I am increasingly coming across organisations where a long-term strategic review indicates that over the next 20 to 25 years, financial advice will become a very different service, delivered primarily online or via call centres by major providers.

If our industry wishes to service the financial services needs of the emerging generations, it is essential that we learn about the ways in which they wish to do business and communicate. Sadly, there are few examples of companies putting in place new ways of working to meet the needs of young consumers.

Elsewhere in the world, it would appear that at least one life office is taking an innovative approach to the challenge of working with the next generation. Encouragingly, it is an offshoot of a UK company that seems to be leading the way. Aviva USA has recently created an island within the Second Life virtual world (see secondlife.com) with the objective of recruiting the next generation of life insurance salespeople.

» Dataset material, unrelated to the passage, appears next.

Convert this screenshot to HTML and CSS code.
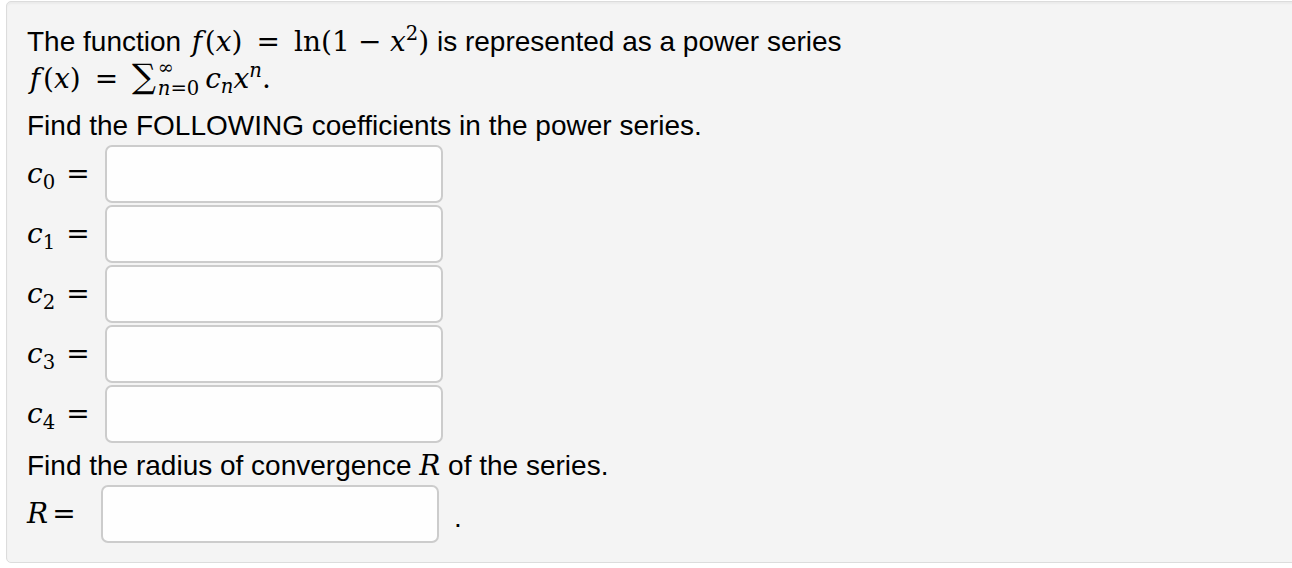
FILE: index.html
```html
<!DOCTYPE html>
<html lang="en">
<head>
<meta charset="utf-8">
<title>Power series</title>
<link rel="stylesheet" href="styles.css">
</head>
<body>
<div class="panel">
  <p class="intro">The function <span class="m"><i class="fi">f</i>(<i>x</i>)<span class="rel">=</span>ln(1<span class="bin">−</span><i>x</i><sup>2</sup>)</span> is represented as a power series<br><span class="m"><i class="fi">f</i>(<i>x</i>)<span class="rel">=</span><span class="sum">∑</span><span class="lim"><span class="up">∞</span><span class="dn"><i>n</i>=0</span></span><i class="cn">c</i><sub><i>n</i></sub><i>x</i><sup><i>n</i></sup>.</span></p>
  <p class="q">Find the FOLLOWING coefficients in the power series.</p>
  <div class="row"><span class="m lbl"><i>c</i><sub>0</sub><span class="rel">=</span></span><input class="ans" type="text" aria-label="c0"></div>
  <div class="row"><span class="m lbl"><i>c</i><sub>1</sub><span class="rel">=</span></span><input class="ans" type="text" aria-label="c1"></div>
  <div class="row"><span class="m lbl"><i>c</i><sub>2</sub><span class="rel">=</span></span><input class="ans" type="text" aria-label="c2"></div>
  <div class="row"><span class="m lbl"><i>c</i><sub>3</sub><span class="rel">=</span></span><input class="ans" type="text" aria-label="c3"></div>
  <div class="row"><span class="m lbl"><i>c</i><sub>4</sub><span class="rel">=</span></span><input class="ans" type="text" aria-label="c4"></div>
  <p class="q q2">Find the radius of convergence <span class="m"><i>R</i></span> of the series.</p>
  <div class="row rrow"><span class="m lbl rl"><i>R</i><span class="rel r">=</span></span><input class="ans" type="text" aria-label="R"><span class="dot">.</span></div>
</div>
</body>
</html>
```
FILE: styles.css
```css
html, body {
  margin: 0;
  padding: 0;
  background: #ffffff;
  overflow: hidden;
}
body {
  font-family: "Liberation Sans", Arial, Helvetica, sans-serif;
  font-size: 28px;
  color: #000;
}
.panel {
  margin: 1px -30px 0 6px;
  background: #f4f4f4;
  border: 1px solid #dcdcdc;
  border-radius: 5px;
  padding: 21px 20px 18px 20px;
  box-shadow: inset 0 2px 2px rgba(0,0,0,0.04);
}
p {
  margin: 0;
  line-height: 37px;
}
.intro {
  margin-bottom: 10px;
}
.q2 {
  margin-top: 3px;
}
.m {
  font-family: "DejaVu Serif", "Liberation Serif", serif;
  font-size: 28px;
  line-height: 20px;
}
.m i {
  font-style: italic;
}
.fi {
  margin: 0 0.1em 0 0.1em;
}
.m sup, .m sub {
  font-size: 0.7em;
  line-height: 0;
}
.m sup { vertical-align: 0.55em; }
.m sub { vertical-align: -0.25em; }
.rel {
  margin: 0 0.5em;
}
.bin {
  margin: 0 0.3em;
}
.sum {
  font-size: 1.2em;
  margin-right: 0.05em;
}
.lim {
  display: inline-flex;
  flex-direction: column;
  font-size: 0.7em;
  line-height: 1.05;
  vertical-align: 0.7em;
  margin: -10px 0.3em -10px 0;
}
.row {
  display: flex;
  align-items: center;
  height: 60px;
}
.lbl {
  display: inline-block;
  width: 78px;
  line-height: 1;
}
.lbl sub {
  vertical-align: -0.3em;
}
.lbl .rel {
  margin: 0 0 0 0.4em;
}
.rl {
  width: 74px;
}
.lbl .r {
  margin-left: 0.15em;
}
.ans {
  box-sizing: border-box;
  width: 338px;
  height: 58px;
  margin: 0;
  border: 2px solid #cccccc;
  border-radius: 7px;
  background: #fefefe;
  padding: 0 10px;
  font-size: 20px;
  outline: none;
}
.dot {
  margin-left: 15px;
  line-height: 1;
  padding-top: 8px;
}
```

Second Life is a computer generated virtual world where players can create an identity and interact with one another and even buy and sell services, goods and property. There are more than 15 million registered users for the service.

Working with IBM in the $500,000 project has enabled Aviva USA to address an Admittance to the Aviva island is currently by invitation only but a demonstration of the service can be found at http://www.hanser.com/AvivaUSA_Machinima_Short_FINAL.wmv important business need while examining the potential for this rapidly growing technology. Executive vice-president and chief information officer Mike Boltz is adamant that "this is not like your dad's insurance company" and says the objective was to make it clear to future business partners that Aviva is keen to communicate with young consumers in new ways.

During the construction of the site, Boltz was able to interact with the IBM team carrying out the work. He says: "I was able to go on to the site and ask IBM staff what they were doing at any time. This was an entirely new way of working and it really got my spine tingling."

Aviva's island created considerable interest when launched at the Million Dollar Round Table meeting in Toronto in June. Entering the island, visitors arrive at a welcome area which shows all the countries in which it operates. An orientation trail allows them to understand the basics of Second Life and a waterway transportation system can take them to key destinations on the island.

One such stop along the waterway is an area designed for financial professionals, including an amphitheatre for viewing presentations and conference rooms for smaller groups. During the fourth quarter of 2008, Aviva will be launching dedicated training material to be used in this area.

As a communication tool, the service operates in a similar way to web-based conferencing services such as Go To Meeting and WebEx but is a far richer visual experience. Designed to work with a parallel audio conference call, video, documents and a wide range of other materials can be built into the service and be accessed by users.

It is clear that Aviva sees major commercial benefits in being able to deliver highly interactive training to advisers without the need for face-to-face meetings.

Other areas within the site include a history of Norwich Union, including interesting facts such as NU's introduction of the first motorised fire engine in England in 1905 and Commercial Union insuring the Titanic in 1912. I actually learnt a great deal about the history of the business and it is easy to see how this would bring to life a company that many young people may find rather staid. The Bright Future area gives visitors a feel for the future of the company, including information about its new US corporate headquarters due to open in 2010.

It is great to see an insurer delivering a highly interactive experience, for a relatively modest budget, which will be relevant to young consumers. Many areas of the US site could clearly be imported to the UK relatively quickly. If we are to face up to competition from more vibrant consumer-orientated companies, it is essential to start talking to young consumers by their chosen methods.